Byambasuren Davaa: We didn’t hide anything. We went there and the people we met had many questions that we answered. We didn’t want to use them. Actually, it was the opposite — there was cooperation.

iW: You’ve called the film a “narrative documentary.” Could you just say a bit more about what you mean?

Falorni: What we were after was a feature film-like dramatic structure. We didn’t want to just sit around and see what happened; we wanted to tell this one specific story in a fluid way, so some things were impossible to stage, like the delivery itself and the rejection and the ritual. We just hoped that it would happen and tried to make the best of it as it happened and we had no chance to repeat that and some side scenes in-between were re-enacted for the camera or talked about with the family. They were very cooperative and they understood intuitively what we were after. They were glad we weren’t going to make the normal, standard reportage on the idyllic nomadic life. We wanted to go to the essence of their culture — what are nomads all about? It all revolves around care — helping each other, being there for one another, and when the circle of life begins to break apart because of a naughty camel mother who doesn’t want her child, they do their best to close the circle. That’s what we wanted to tell and they understood that right away; they started to see themselves more and more as an example of their own culture, so they started giving us input, like what they would do in a certain circumstance that didn’t happen when the camera was rolling. It was an exchange of us trying to explain as fairly as possible what we were after and then integrating and complimenting that, making the story round.
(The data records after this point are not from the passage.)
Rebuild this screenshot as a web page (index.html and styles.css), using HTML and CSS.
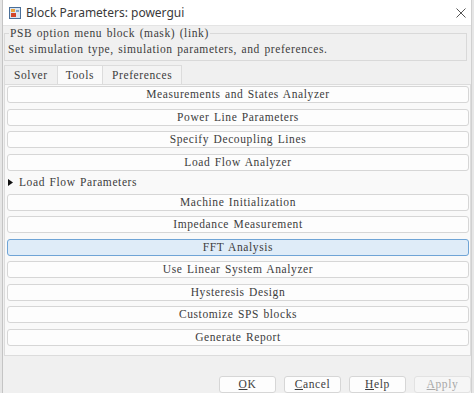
FILE: index.html
```html
<!DOCTYPE html>
<html lang="en">
<head>
    <title>Block Parameters: powergui</title>
    <meta charset="UTF-8">
    <link rel="stylesheet" href="styles.css">
</head>
<body>
    <div class="window">
        <div class="titlebar">
            <svg class="app-icon" width="12" height="12" viewBox="0 0 12 12">
                <rect x="0.5" y="0.5" width="11" height="11" fill="#dbe6f2" stroke="#4a6f99"/>
                <rect x="2" y="2" width="4" height="3" fill="#e9a23b"/>
                <rect x="2" y="6" width="5" height="4" fill="#d2462a"/>
                <rect x="7" y="3" width="3" height="2" fill="#7fa3c9"/>
            </svg>
            <span class="title">Block Parameters: powergui</span>
            <svg class="close" width="10" height="10" viewBox="0 0 10 10">
                <path d="M0.5 0.5 L9.5 9.5 M9.5 0.5 L0.5 9.5" stroke="#555" stroke-width="1"/>
            </svg>
        </div>

        <fieldset class="desc">
            <legend>PSB option menu block (mask) (link)</legend>
            <p>Set simulation type, simulation parameters, and preferences.</p>
        </fieldset>

        <div class="tabs">
            <div class="tab">Solver</div>
            <div class="tab active">Tools</div>
            <div class="tab">Preferences</div>
        </div>

        <div class="panel">
            <div class="btn">Measurements and States Analyzer</div>
            <div class="btn">Power Line Parameters</div>
            <div class="btn">Specify Decoupling Lines</div>
            <div class="btn">Load Flow Analyzer</div>
            <div class="section">
                <svg width="5" height="7" viewBox="0 0 5 7"><path d="M0 0 L5 3.5 L0 7 Z" fill="#111"/></svg>
                <span>Load Flow Parameters</span>
            </div>
            <div class="btn">Machine Initialization</div>
            <div class="btn">Impedance Measurement</div>
            <div class="btn hover">FFT Analysis</div>
            <div class="btn">Use Linear System Analyzer</div>
            <div class="btn">Hysteresis Design</div>
            <div class="btn">Customize SPS blocks</div>
            <div class="btn">Generate Report</div>
        </div>

        <div class="footer">
            <div class="btn dlg"><u>O</u>K</div>
            <div class="btn dlg"><u>C</u>ancel</div>
            <div class="btn dlg"><u>H</u>elp</div>
            <div class="btn dlg disabled"><u>A</u>pply</div>
        </div>
    </div>
</body>
</html>
```

FILE: styles.css
```css
body {
    margin: 0;
    background-color: #e6e6e6;
    font-family: "Liberation Serif", "Times New Roman", serif;
    font-size: 11.5px;
    letter-spacing: 0.6px;
    word-spacing: 1px;
    color: #3c3c3c;
}
.window {
    width: 468px;
    height: 393px;
    margin-left: 2px;
    background-color: #f0f0f0;
    border-left: 1px solid #c4c4c4;
    border-right: 1px solid #d0d0d0;
    overflow: hidden;
}
.titlebar {
    height: 25px;
    background-color: #fff;
    display: flex;
    align-items: center;
    padding-left: 6px;
    border-bottom: 1px solid #e4e4e4;
    font-family: "Noto Sans", sans-serif;
    font-size: 12px;
    letter-spacing: 0;
    word-spacing: 0;
    color: #3a3a3a;
}
.app-icon {
    margin-right: 5px;
}
.close {
    margin-left: auto;
    margin-right: 5px;
}
.desc {
    margin: 0 4px 0 1px;
    padding: 2px 3px 4px;
    border: 1px solid #d9d9d9;
}
.desc legend {
    margin-left: 1px;
    padding: 0 1px;
    line-height: 14px;
}
.desc p {
    margin: 0;
    line-height: 14px;
}
.tabs {
    display: flex;
    margin: 4px 0 0 1px;
    height: 19px;
}
.tab {
    padding: 0 9px;
    line-height: 19px;
    border: 1px solid #dcdcdc;
    border-bottom: none;
    border-right: none;
    background-color: #f0f0f0;
}
.tab:last-child {
    border-right: 1px solid #dcdcdc;
    background-color: #f3f3f3;
}
.tab.active {
    background-color: #fafafa;
    padding: 0 8px;
}
.panel {
    margin-left: 1px;
    display: flex;
    flex-direction: column;
    gap: 5.5px;
    padding: 1px 1px 9px 2px;
    border: 1px solid #dcdcdc;
    background-color: #f9f9f9;
}
.btn {
    height: 15px;
    line-height: 15px;
    text-align: center;
    background-color: #fdfdfd;
    border: 1px solid #d6d6d6;
    border-radius: 3px;
}
.btn.hover {
    background-color: #dfecf8;
    border-color: #6fa4d6;
}
.section {
    display: flex;
    align-items: center;
    gap: 6px;
    height: 12px;
    padding-left: 1px;
}
.footer {
    display: flex;
    justify-content: flex-end;
    gap: 8px;
    margin-top: 20px;
}
.btn.dlg {
    width: 55px;
}
.btn.disabled {
    color: #a8a8a8;
    background-color: #f6f6f6;
    border-color: #e2e2e2;
}
```
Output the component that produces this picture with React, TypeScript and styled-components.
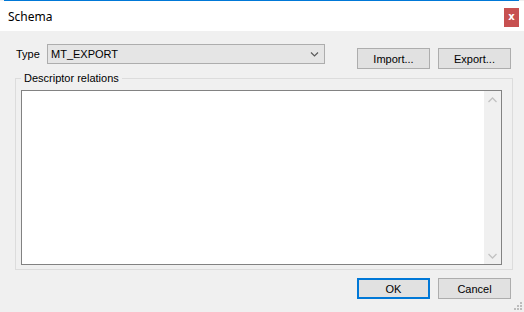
import React from 'react';
import styled, { createGlobalStyle } from 'styled-components';

const Global = createGlobalStyle`
  html, body { margin: 0; padding: 0; background: #f0f0f0; }
  body {
    width: 524px; height: 312px; overflow: hidden;
    font-family: "Liberation Sans", Arial, sans-serif;
    font-size: 11px; color: #000;
  }
  * { box-sizing: border-box; }
`;

const Window = styled.div`
  position: relative;
  width: 524px;
  height: 312px;
  display: flex;
  flex-direction: column;
  background: #f0f0f0;
`;

const AccentLine = styled.div`
  height: 1px;
  margin: 0 5px 0 4px;
  background: #0078d7;
`;

const TitleBar = styled.div`
  height: 30px;
  background: #fff;
  display: flex;
  align-items: center;
  justify-content: space-between;
  padding: 0 5px 0 8px;
`;

const Title = styled.span`
  font-family: "Noto Sans", "Open Sans", sans-serif;
  font-size: 12px;
  color: #000;
`;

const CloseButton = styled.div`
  align-self: flex-start;
  margin-top: 7px;
  width: 15px;
  height: 19px;
  background: #c75050;
  color: #fff;
  font-family: "DejaVu Sans", sans-serif;
  font-weight: bold;
  font-size: 10px;
  line-height: 18px;
  text-align: center;
`;

const Content = styled.div`
  display: flex;
  flex-direction: column;
  padding: 13px 0 0 15px;
`;

const TopRow = styled.div`
  display: flex;
  align-items: flex-start;
  height: 25px;
`;

const Label = styled.span`
  width: 32px;
  padding-left: 1px;
  line-height: 20px;
`;

const Combo = styled.div`
  width: 278px;
  height: 20px;
  margin-right: 32px;
  background: #e5e5e5;
  border: 1px solid #adadad;
  display: flex;
  align-items: center;
  justify-content: space-between;
  padding: 0 5px 0 3px;
`;

const Button = styled.div<{ $default?: boolean }>`
  width: 73px;
  height: 21px;
  background: #e1e1e1;
  border: ${p => (p.$default ? '2px solid #0078d7' : '1px solid #adadad')};
  display: flex;
  align-items: center;
  justify-content: center;
`;

const TopButtons = styled.div`
  display: flex;
  gap: 8px;
  margin-top: 4px;
`;

const Group = styled.fieldset`
  margin: 3px 0 0 0;
  width: 498px;
  border: 1px solid #dcdcdc;
  padding: 5px 10px 4px 5px;
  min-width: 0;
`;

const Legend = styled.legend`
  padding: 0 3px;
  line-height: 13px;
  font-size: 11px;
`;

const List = styled.div`
  width: 481px;
  height: 175px;
  border: 1px solid #828282;
  background: #fff;
  display: flex;
  justify-content: flex-end;
`;

const ScrollBar = styled.div`
  width: 17px;
  background: #f0f0f0;
  display: flex;
  flex-direction: column;
  justify-content: space-between;
`;

const ScrollArrow = styled.div`
  width: 17px;
  height: 17px;
  display: flex;
  align-items: center;
  justify-content: center;
`;

const BottomRow = styled.div`
  display: flex;
  justify-content: flex-end;
  gap: 8px;
  margin-top: 8px;
  padding-right: 13px;
`;

const Grip = styled.svg`
  position: absolute;
  right: 1px;
  bottom: 1px;
`;

const Chevron = ({ up, color }: { up?: boolean; color: string }) => (
  <svg width="9" height="6" viewBox="0 0 9 6">
    <path
      d={up ? 'M0.5 5 L4.5 1 L8.5 5' : 'M0.5 1 L4.5 5 L8.5 1'}
      fill="none"
      stroke={color}
      strokeWidth="1.3"
    />
  </svg>
);

export default function App() {
  return (
    <>
      <Global />
      <Window>
        <AccentLine />
        <TitleBar>
          <Title>Schema</Title>
          <CloseButton>x</CloseButton>
        </TitleBar>
        <Content>
          <TopRow>
            <Label>Type</Label>
            <Combo>
              <span>MT_EXPORT</span>
              <svg width="9" height="5" viewBox="0 0 9 5">
                <path d="M1 0.5 L4.5 4 L8 0.5" fill="none" stroke="#5a5a5a" strokeWidth="1.2" />
              </svg>
            </Combo>
            <TopButtons>
              <Button>Import...</Button>
              <Button>Export...</Button>
            </TopButtons>
          </TopRow>
          <Group>
            <Legend>Descriptor relations</Legend>
            <List>
              <ScrollBar>
                <ScrollArrow>
                  <Chevron up color="#c2c2c2" />
                </ScrollArrow>
                <ScrollArrow>
                  <Chevron color="#c2c2c2" />
                </ScrollArrow>
              </ScrollBar>
            </List>
          </Group>
          <BottomRow>
            <Button $default>OK</Button>
            <Button>Cancel</Button>
          </BottomRow>
        </Content>
        <Grip width="10" height="10" viewBox="0 0 10 10">
          <g fill="#bcbcbc">
            <rect x="7" y="1" width="2" height="2" />
            <rect x="4" y="4" width="2" height="2" />
            <rect x="7" y="4" width="2" height="2" />
            <rect x="1" y="7" width="2" height="2" />
            <rect x="4" y="7" width="2" height="2" />
            <rect x="7" y="7" width="2" height="2" />
          </g>
        </Grip>
      </Window>
    </>
  );
}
iW: There’s a scene in “Nanook of the North” in which Nanook kills a walrus but when Robert Flaherty was shooting that scene, it took forever to actually kill the walrus and Nanook’s relatives asked him to get out his gun and shoot it. Flaherty pretended like he didn’t understand what they were saying. You also had a trying shoot, in the desert with a colt who could easily have died. Did you ever feel compelled to help out the family in any way?

Davaa: There were instances where we asked them to do a particular thing at the same time or to give us reaction shots where they would say “No,” or something else, but we never gave orders.

iW: And did they think it was strange to repeat things they had just said?

Davaa: They supported our creativity in order to make their culture clear to us. We had to be naïve.

Falorni: We acted as if we didn’t know what was going on. Of course we knew all about the ritual because of our research but we had to act as if we didn’t know so they would explain to us what was going on — not to us, of course, but to the viewer. And at some point it felt a little strange when they had already discussed whether the camel could be rejected but we weren’t there with the camera. We were exhausted sleeping somewhere, so during lunchtime we asked them during the discussion they normally have at lunchtime if they would talk about that again when we were there recording it. So we spent quite a long time filming and wondering, “When are they going to start talking about it?” And they did it wonderfully and it sounded absolutely natural.

iW: This approach of having to be naïve is sort of interesting. Was it hard to do that?

Davaa: No, no not all. We needed that. It has nothing to do with me as a person. I became a kind of broker between the family and the audience. I had to be naïve; I couldn’t approach them knowing everything about them.

Falorni: And it was liberating to allow yourself to be naïve. Growing up in the West, it was nice to let go of playing in a contorted way, of being sarcastic. That doesn’t exist there. People are so straightforward. It was relieving to be there for seven weeks and live like that. I fell in love with the culture when I was there. Of course, we didn’t relax during the shoot either.

Naïve in the sense of simple, this is a camel, life is down to what’s essential: love, care, bonding together, being accepted, having a place to belong, it’s a very essential, very simple film and I felt we could only tell this ritual in a simple way not with fancy editing or shooting but we had to get humble and try to adapt to the rhythm of the desert and feel and be naïve like a child. “Let the child be the father to the man” — I was always very passionate about Romantic poetry and Wordsworth and that’s the basis of it, “Let the child be the father to the man,” that’s what we tried to do.